What you should do: Reproduce the lines below exactly, from the one containing "Write a component" through the one containing "Sans', Inter, 'Noto", both included. Leave out any pictures.

## Start

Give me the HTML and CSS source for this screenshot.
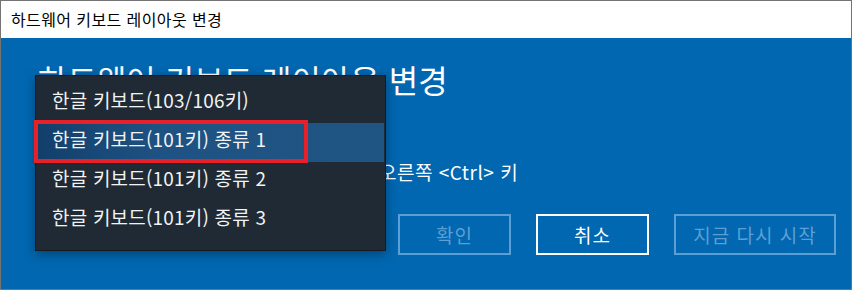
FILE: index.html
```html
<!DOCTYPE html>
<html lang="ko">
<head>
<meta charset="utf-8">
<link rel="stylesheet" href="styles.css">
</head>
<body>
<div class="window">
  <div class="titlebar">하드웨어 키보드 레이아웃 변경</div>
  <div class="content">
    <h1 class="heading">하드웨어 키보드 레이아웃 변경</h1>
    <div class="keyrow"><span class="klabel">한자 키:</span><span class="kvalue">오른쪽 &lt;Ctrl&gt; 키</span></div>
    <div class="buttons">
      <button class="btn disabled">확인</button>
      <button class="btn active">취소</button>
      <button class="btn disabled wide">지금 다시 시작</button>
    </div>
  </div>
  <ul class="menu">
    <li class="item">한글 키보드(103/106키)</li>
    <li class="item selected"><span class="mark"></span>한글 키보드(101키) 종류 1</li>
    <li class="item">한글 키보드(101키) 종류 2</li>
    <li class="item">한글 키보드(101키) 종류 3</li>
  </ul>
</div>
</body>
</html>
```
FILE: styles.css
```css
* { box-sizing: border-box; }
html, body { margin: 0; padding: 0; }
body {
  font-family: "Noto Sans CJK KR", "Noto Sans", sans-serif;
  background: #fff;
}
.window {
  position: relative;
  width: 852px;
  height: 290px;
  border: 1px solid #747474;
  display: flex;
  flex-direction: column;
  overflow: hidden;
}
.titlebar {
  height: 37px;
  flex: none;
  background: #fff;
  color: #000;
  font-size: 16px;
  letter-spacing: 0.4px;
  line-height: 36px;
  padding-left: 10px;
}
.content {
  flex: 1;
  background: #0067b0;
  color: #fff;
  padding: 21px 15px 0 37px;
  display: flex;
  flex-direction: column;
}
.heading {
  margin: 0;
  font-weight: normal;
  font-size: 32px;
  line-height: 40px;
  white-space: nowrap;
}
.keyrow {
  margin-top: 60px;
  font-size: 19px;
  letter-spacing: 0.5px;
  line-height: 26px;
  display: flex;
  white-space: nowrap;
}
.klabel { width: 341px; flex: none; }
.buttons {
  margin-top: 29px;
  display: flex;
  justify-content: flex-end;
  gap: 25px;
}
.btn {
  font-family: inherit;
  font-size: 19px;
  letter-spacing: 1px;
  height: 41px;
  width: 113px;
  background: transparent;
  border: 2px solid #fff;
  color: #fff;
  padding: 0;
  line-height: 35px;
}
.btn.wide { width: 162px; }
.btn.disabled {
  border-color: #5c9fd4;
  color: #5c9fd4;
}
.menu {
  position: absolute;
  left: 34px;
  top: 74px;
  width: 351px;
  margin: 0;
  padding: 8px 1px 10px 1px;
  list-style: none;
  background: #1f2a35;
  border: 1px solid #141b22;
  box-shadow: 0 3px 10px rgba(0, 0, 0, 0.35);
  color: #f2f2f2;
  font-size: 19px;
  letter-spacing: 0.2px;
}
.item {
  position: relative;
  height: 39px;
  line-height: 32px;
  padding-left: 15px;
  white-space: nowrap;
}
.item.selected {
  background: linear-gradient(90deg, #123f6a 0%, #1e5283 35%, #1f5583 100%);
}
.mark {
  position: absolute;
  left: -3px;
  top: -3px;
  width: 274px;
  height: 43px;
  border: 4px solid #e8202a;
}
```
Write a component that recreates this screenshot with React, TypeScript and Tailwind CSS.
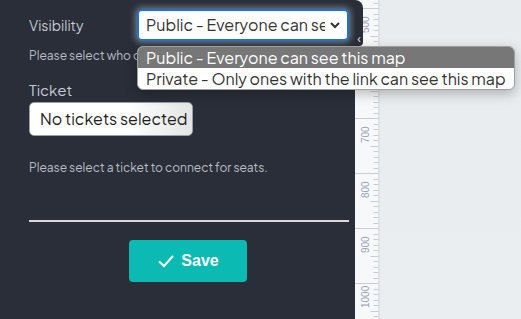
import React from "react";

const font = { fontFamily: "'Plus Jakarta Sans', Inter, 'Noto Sans', sans-serif" };

const Ruler = () => {
  const majors = [8, 63, 118, 173, 228, 283];
  const labels = ["500", "600", "700", "800", "900", "1000"];
  const ticks: number[] = [];
  for (let y = -47; y < 330; y += 5.5) ticks.push(y);
  return (
    <svg width="25" height="319" className="block">
      <rect x="0" y="0" width="25" height="319" fill="#f7f8f9" />
      {ticks.map((y, i) => {
        const k = Math.round((y - 8) / 5.5);
        const mod = ((k % 10) + 10) % 10;
        if (mod === 0) return null;
        const len = mod === 5 ? 8 : 5;
        return (
          <line
            key={i}
            x1={23.5 - len}
            x2={23.5}
            y1={Math.round(y) + 0.5}
            y2={Math.round(y) + 0.5}
            stroke="#c9ccd1"
            strokeWidth="1"
          />
        );
      })}
      {majors.map((y, i) => (
        <g key={y}>
          <line x1="0" x2="24" y1={y + 0.5} y2={y + 0.5} stroke="#c9ccd1" />
          <text
            x="0"
            y="0"
            fontSize="10"
            fill="#97a3b8"
            fontFamily="'Liberation Sans', sans-serif"
            transform={`translate(14 ${y + 25}) rotate(-90)`}
          >
            {labels[i]}
          </text>
        </g>
      ))}
      <line x1="24" x2="24" y1="0" y2="319" stroke="#c9ccd1" />
    </svg>
  );
};

export default function App() {
  return (
    <div className="relative flex w-[521px] h-[319px] overflow-hidden bg-[#e9ecef]" style={font}>
      <div className="relative w-[355px] h-full shrink-0 bg-[#292e38] pl-[29px] pr-[6px]">
        <div className="flex items-center pt-[9px]">
          <div className="w-[108px] text-[14px] text-[#c5cad2]">Visibility</div>
          <div className="flex items-center w-[212px] h-[32px] bg-white rounded-[5px] border-2 border-[#1b73d3] shadow-[0_0_6px_2px_rgba(255,255,255,0.35)] pl-[7px] pr-[6px]">
            <span className="flex-1 overflow-hidden whitespace-nowrap text-[16px] text-[#333]">
              Public - Everyone can see this map
            </span>
            <svg width="12" height="12" viewBox="0 0 12 12" className="ml-1 shrink-0">
              <path d="M2 4l4 4 4-4" fill="none" stroke="#333" strokeWidth="2" />
            </svg>
          </div>
        </div>
        <div className="mt-[6px] text-[12px] text-[#b9bec6] whitespace-nowrap">
          Please select who can see this map.
        </div>
        <div className="mt-[14px] text-[15px] text-[#c5cad2]">Ticket</div>
        <div className="w-[164px] h-[34px] flex items-center pl-[10px] rounded-[5px] border border-[#9a9ea5] bg-[linear-gradient(90deg,#ffffff_60%,#e4e4e4)] text-[16px] text-[#1d1d1d] whitespace-nowrap">
          No tickets selected
        </div>
        <div className="mt-[23px] text-[12px] text-[#b9bec6] whitespace-nowrap">
          Please select a ticket to connect for seats.
        </div>
        <div className="mt-[43px] w-[320px] h-[2px] bg-[#d6d8db]" />
        <div className="flex justify-center w-[320px] mt-[18px]">
          <div className="ml-[-2px] flex items-center justify-center gap-[6px] w-[118px] h-[42px] rounded-[4px] bg-[#0bbab2] text-white text-[16px] font-bold" style={{ fontFamily: "'Liberation Sans', Arial, sans-serif" }}>
            <svg width="18" height="14" viewBox="0 0 18 14">
              <path d="M2 7.5l5 4.5 9-10" fill="none" stroke="#fff" strokeWidth="2" />
            </svg>
            Save
          </div>
        </div>
        <div className="absolute left-[355px] top-0 w-[8px] h-[46px] bg-[#292e38] rounded-tr-[8px] rounded-br-[4px] z-10 flex items-end justify-center pb-[1px]">
          <span className="text-[#e5e7ea] text-[12px] leading-none">‹</span>
        </div>
      </div>
      <div className="shrink-0">
        <Ruler />
      </div>
      <div className="flex-1 bg-[linear-gradient(180deg,#e9ecef,#ebeef1)]" />
      <div className="absolute left-[137px] top-[46px] w-[378px] rounded-[6px] border border-[#a0a0a0] bg-white overflow-hidden shadow-[0_4px_12px_rgba(0,0,0,0.25)] z-20 text-[16px] leading-[21px] whitespace-nowrap">
        <div className="bg-[#777777] text-white pl-[8px]">Public - Everyone can see this map</div>
        <div className="text-[#333] pl-[8px]">Private - Only ones with the link can see this map</div>
      </div>
    </div>
  );
}
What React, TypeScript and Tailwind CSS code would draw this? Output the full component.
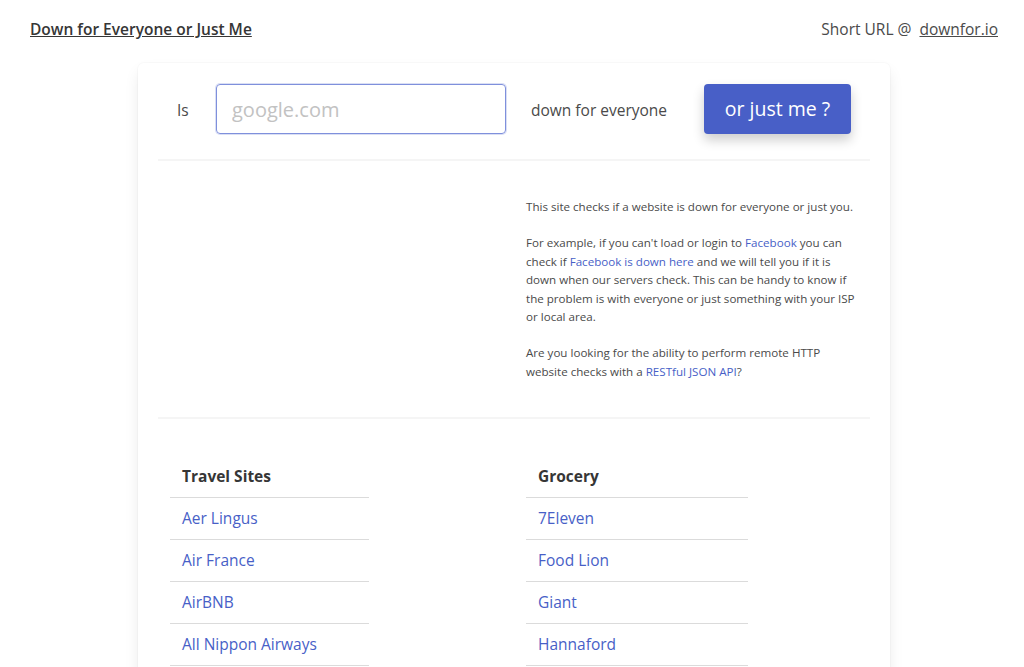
import React from "react"

const travel = ["Aer Lingus", "Air France", "AirBNB", "All Nippon Airways", "American Airlines"]
const grocery = ["7Eleven", "Food Lion", "Giant", "Hannaford", "Harris Teeter"]

function SiteTable({ title, items, width }: { title: string; items: string[]; width: string }) {
  return (
    <table className={`${width} border-collapse`}>
      <thead>
        <tr className="h-[41px] border-b border-[#dbdbdb]">
          <th className="px-3 text-left text-[15.5px] font-bold text-[#363636]">{title}</th>
        </tr>
      </thead>
      <tbody>
        {items.map((item) => (
          <tr key={item} className="h-[42px] border-b border-[#dbdbdb]">
            <td className="px-3 text-[15.5px]">
              <a href="#" className="text-[#485fc7]">
                {item}
              </a>
            </td>
          </tr>
        ))}
      </tbody>
    </table>
  )
}

export default function App() {
  return (
    <div className="min-h-screen bg-white font-['Open_Sans',sans-serif] text-[#4a4a4a]">
      <header className="flex h-[60px] items-center justify-between pl-[30px] pr-[26px]">
        <a href="#" className="text-[15.5px] font-semibold text-[#363636] underline">
          Down for Everyone or Just Me
        </a>
        <div className="text-[15.5px]">
          Short URL @{" "}
          <a href="#" className="ml-1 text-[#4a4a4a] underline">
            downfor.io
          </a>
        </div>
      </header>

      <main className="ml-[138px] mt-[3px] w-[752px] rounded-md bg-white px-5 pt-5 shadow-[0_8px_16px_-2px_rgba(10,10,10,0.1),0_0_0_1px_rgba(10,10,10,0.02)]">
        <div className="flex items-center pt-[1px]">
          <span className="ml-[19px] mt-[3px] w-[39px] text-[15.5px]">Is</span>
          <input
            type="text"
            placeholder="google.com"
            className="h-[50px] w-[290px] rounded-[4px] border border-[#7f90dc] px-[15px] text-[20px] text-[#363636] shadow-[0_0_0_1px_rgba(72,95,199,0.2)] outline-none placeholder:text-[#c2c2c2]"
          />
          <span className="ml-[25px] mt-[3px] w-[173px] text-[15.5px]">down for everyone</span>
          <button className="h-[50px] w-[147px] rounded-[4px] bg-[#485fc7] text-[19.5px] text-white shadow-[0_6px_12px_rgba(10,10,10,0.2)]">
            or just me ?
          </button>
        </div>

        <hr className="mt-[25px] h-[2px] border-0 bg-[#f5f5f5]" />

        <div className="grid grid-cols-2 pt-[37px] pb-[36px]">
          <div />
          <div className="px-3 text-[11.6px] leading-[18.4px]">
            <p>This site checks if a website is down for everyone or just you.</p>
            <p className="mt-[18px]">
              For example, if you can't load or login to{" "}
              <a href="#" className="text-[#485fc7]">
                Facebook
              </a>{" "}
              you can check if{" "}
              <a href="#" className="text-[#485fc7]">
                Facebook is down here
              </a>{" "}
              and we will tell you if it is down when our servers check. This can be handy to know if the problem is
              with everyone or just something with your ISP or local area.
            </p>
            <p className="mt-[18px]">
              Are you looking for the ability to perform remote HTTP website checks with a{" "}
              <a href="#" className="text-[#485fc7]">
                RESTful JSON API
              </a>
              ?
            </p>
          </div>
        </div>

        <hr className="h-[2px] border-0 bg-[#f5f5f5]" />

        <div className="grid grid-cols-2 pt-[37px] pb-8">
          <div className="px-3">
            <SiteTable title="Travel Sites" items={travel} width="w-[199px]" />
          </div>
          <div className="px-3">
            <SiteTable title="Grocery" items={grocery} width="w-[222px]" />
          </div>
        </div>
      </main>
    </div>
  )
}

## End

Answer below:
Write a component that recreates this screenshot with React, TypeScript and Tailwind CSS.
import React from "react";

const font = { fontFamily: "'Plus Jakarta Sans', Inter, 'Noto Sans', sans-serif" };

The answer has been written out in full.